Le contraste s’avère alors saisissant avec la mise en scène de Thomas Ostermeier, ne serait-ce que sur le plan sonore : dans cette dernière, le régime vocal est plus ténu et les échanges, même violents, se font avec une rage – pour Lady Anne – plus rentrée, mais non moins haineuse. Le régime de jeu se montre plus réaliste, afin d’atteindre l’émotion. En effet, comment comprendre Lady Anne sinon ? Juste après le crachat, Richard s’écrie dans un sanglot : « pourquoi craches-tu sur moi ? ». Malgré le rire étonnant du public, Lars Eidinger apparaît bouleversant – et bouleversé. Nous sommes émus par son désarroi – tant pis s’il est feint – et Lady Anne devient notre relais parfait, car elle aussi semble fortement troublée par ce « cri du cœur ». Le silence, la puissance de la retenue, la lenteur sont au service de ce pathétique vraisemblable, qui permet de compatir avec Richard autant qu’avec Lady Anne. Contrairement à la mise en scène de Jolly, ce n’est pas la main de Flora Diguet tremblant en suspension au-dessus de Richard qui exprime l’intensité du trouble du personnage féminin, mais le profond et puissant silence qui précède l’abandon de l’épée. Après les stichomythies, tout devient silence et suspension. On croit et on adhère au mouvement de tendresse de Lady Anne se penchant pour embrasser Richard et le saisir passionnément par le cou. C’est elle qui décide.
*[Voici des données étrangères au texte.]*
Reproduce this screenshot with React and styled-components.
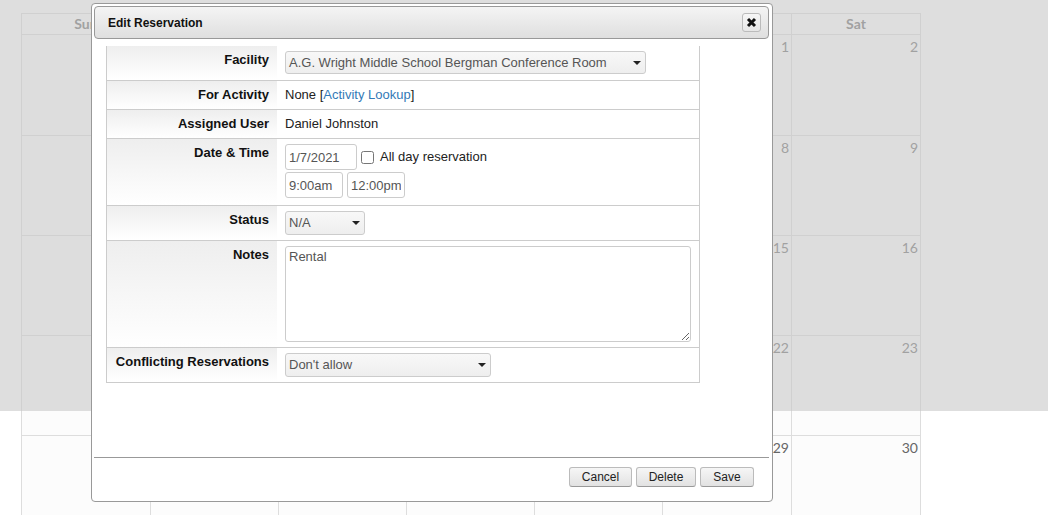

Chez Ostermeier aussi les corps entrent puissamment en jeu : c’est ainsi que le menton de Jenny König tremble pendant sa lamentation ou encore qu’elle tombe en entrant sur scène, afin de signifier son trouble, exactement comme Ostermeier le demandera à Adeline d’Hermy, dans sa mise en scène de La Nuit des rois (à la Comédie française, 2018).
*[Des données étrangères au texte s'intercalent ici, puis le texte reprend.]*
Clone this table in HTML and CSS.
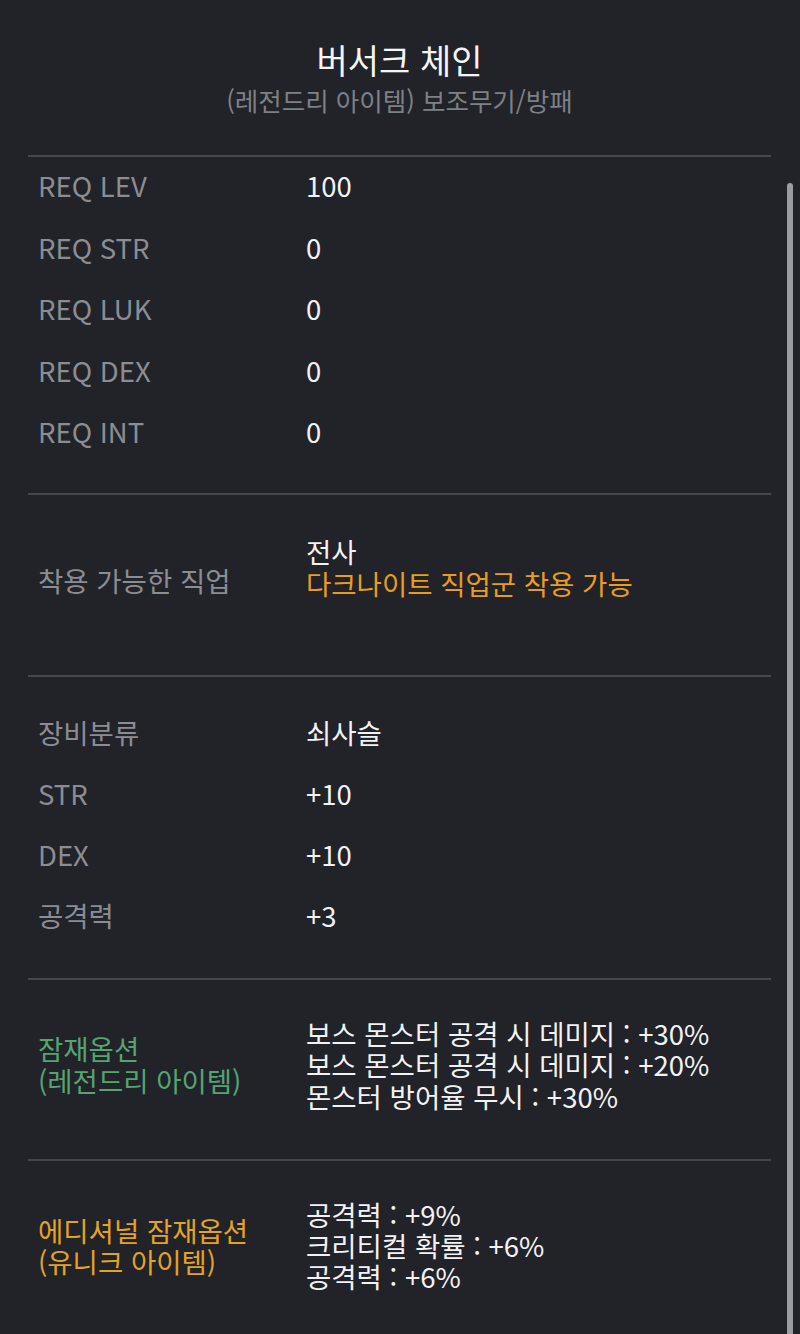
FILE: index.html
```html
<!DOCTYPE html>
<html lang="ko">
<head>
<meta charset="utf-8">
<title>버서크 체인</title>
<link rel="stylesheet" href="styles.css">
</head>
<body>
<div class="page">
  <header class="header">
    <h1 class="title">버서크 체인</h1>
    <div class="subtitle">(레전드리 아이템) 보조무기/방패</div>
  </header>

  <section class="section section-req">
    <div class="row"><div class="label">REQ LEV</div><div class="value">100</div></div>
    <div class="row"><div class="label">REQ STR</div><div class="value">0</div></div>
    <div class="row"><div class="label">REQ LUK</div><div class="value">0</div></div>
    <div class="row"><div class="label">REQ DEX</div><div class="value">0</div></div>
    <div class="row"><div class="label">REQ INT</div><div class="value">0</div></div>
  </section>

  <section class="section section-job">
    <div class="mrow mrow-job">
      <div class="label">착용 가능한 직업</div>
      <div class="value lines">
        <div>전사</div>
        <div class="orange">다크나이트 직업군 착용 가능</div>
      </div>
    </div>
  </section>

  <section class="section section-stats">
    <div class="row"><div class="label">장비분류</div><div class="value">쇠사슬</div></div>
    <div class="row"><div class="label">STR</div><div class="value">+10</div></div>
    <div class="row"><div class="label">DEX</div><div class="value">+10</div></div>
    <div class="row"><div class="label">공격력</div><div class="value">+3</div></div>
  </section>

  <section class="section section-potential">
    <div class="mrow">
      <div class="label lines green">
        <div>잠재옵션</div>
        <div>(레전드리 아이템)</div>
      </div>
      <div class="value lines">
        <div>보스 몬스터 공격 시 데미지 : +30%</div>
        <div>보스 몬스터 공격 시 데미지 : +20%</div>
        <div>몬스터 방어율 무시 : +30%</div>
      </div>
    </div>
  </section>

  <section class="section section-additional">
    <div class="mrow">
      <div class="label lines gold">
        <div>에디셔널 잠재옵션</div>
        <div>(유니크 아이템)</div>
      </div>
      <div class="value lines">
        <div>공격력 : +9%</div>
        <div>크리티컬 확률 : +6%</div>
        <div>공격력 : +6%</div>
      </div>
    </div>
  </section>

  <div class="scrollbar"></div>
</div>
</body>
</html>
```

FILE: styles.css
```css
html, body {
  margin: 0;
  padding: 0;
  background: #212329;
}

body {
  font-family: "Noto Sans CJK KR", "Noto Sans", sans-serif;
  color: #f0f0f2;
}

.page {
  position: relative;
  min-height: 1334px;
  padding: 0 29px 0 28px;
  overflow: hidden;
}

.header {
  text-align: center;
  padding-top: 38px;
  height: 157px;
  box-sizing: border-box;
  border-bottom: 2px solid #45474d;
}

.title {
  margin: 0;
  font-size: 34px;
  font-weight: 400;
  line-height: 44px;
  color: #f5f5f6;
}

.subtitle {
  margin-top: 0;
  font-size: 25.5px;
  line-height: 36px;
  color: #7e8086;
}

.section {
  border-bottom: 2px solid #45474d;
}

.section-req {
  padding: 0 0 28.5px;
}

.section-stats {
  padding: 27px 0 30px;
}

.section-req .row {
  height: 61.5px;
}

.section-stats .row {
  height: 61px;
}

.row {
  display: flex;
  align-items: center;
  box-sizing: border-box;
  padding-bottom: 5px;
}

.label {
  width: 268px;
  padding-left: 10px;
  flex: none;
  font-size: 27.5px;
  color: #8b8d93;
}

.value {
  font-size: 27.5px;
  color: #f2f2f4;
}

.section-job {
  padding: 40px 0 45.5px;
}

.section-potential {
  padding: 37.5px 0 47px;
}

.section-additional {
  padding: 38px 0 0;
  border-bottom: none;
}

.mrow {
  display: flex;
  align-items: center;
}

.mrow-job {
  min-height: 94.5px;
  align-items: flex-start;
}

.mrow-job .label {
  align-self: center;
  padding-bottom: 4px;
}

.lines {
  line-height: 31.5px;
}

.mrow-job .lines {
  line-height: 32px;
}

.section-additional .lines {
  line-height: 31px;
}

.orange {
  color: #e89d22;
}

.green {
  color: #55a472;
}

.gold {
  color: #e2a326;
}

.scrollbar {
  position: absolute;
  right: 7px;
  top: 183px;
  bottom: -4px;
  width: 6px;
  border-radius: 3px;
  background: #9b9ca1;
}
```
Rappelons maintenant et pour le reste de ces analyses que Thomas Ostermeier ne fait pas du réalisme une plate copie de la réalité. En effet, Sylvie Chalaye, pour présenter son travail, parle d’un théâtre de « situations concrètes et du contact matériel des corps avec un environnement tangible auquel l’acteur pourra se confronter » (Thomas Ostermeier, Actes Sud, 2006). Les grandes inspirations réalistes d’Ostermeier sont bien Eisenstein, Meyerhold, Stanislavski (plutôt celui des dernières années), et enfin Brecht.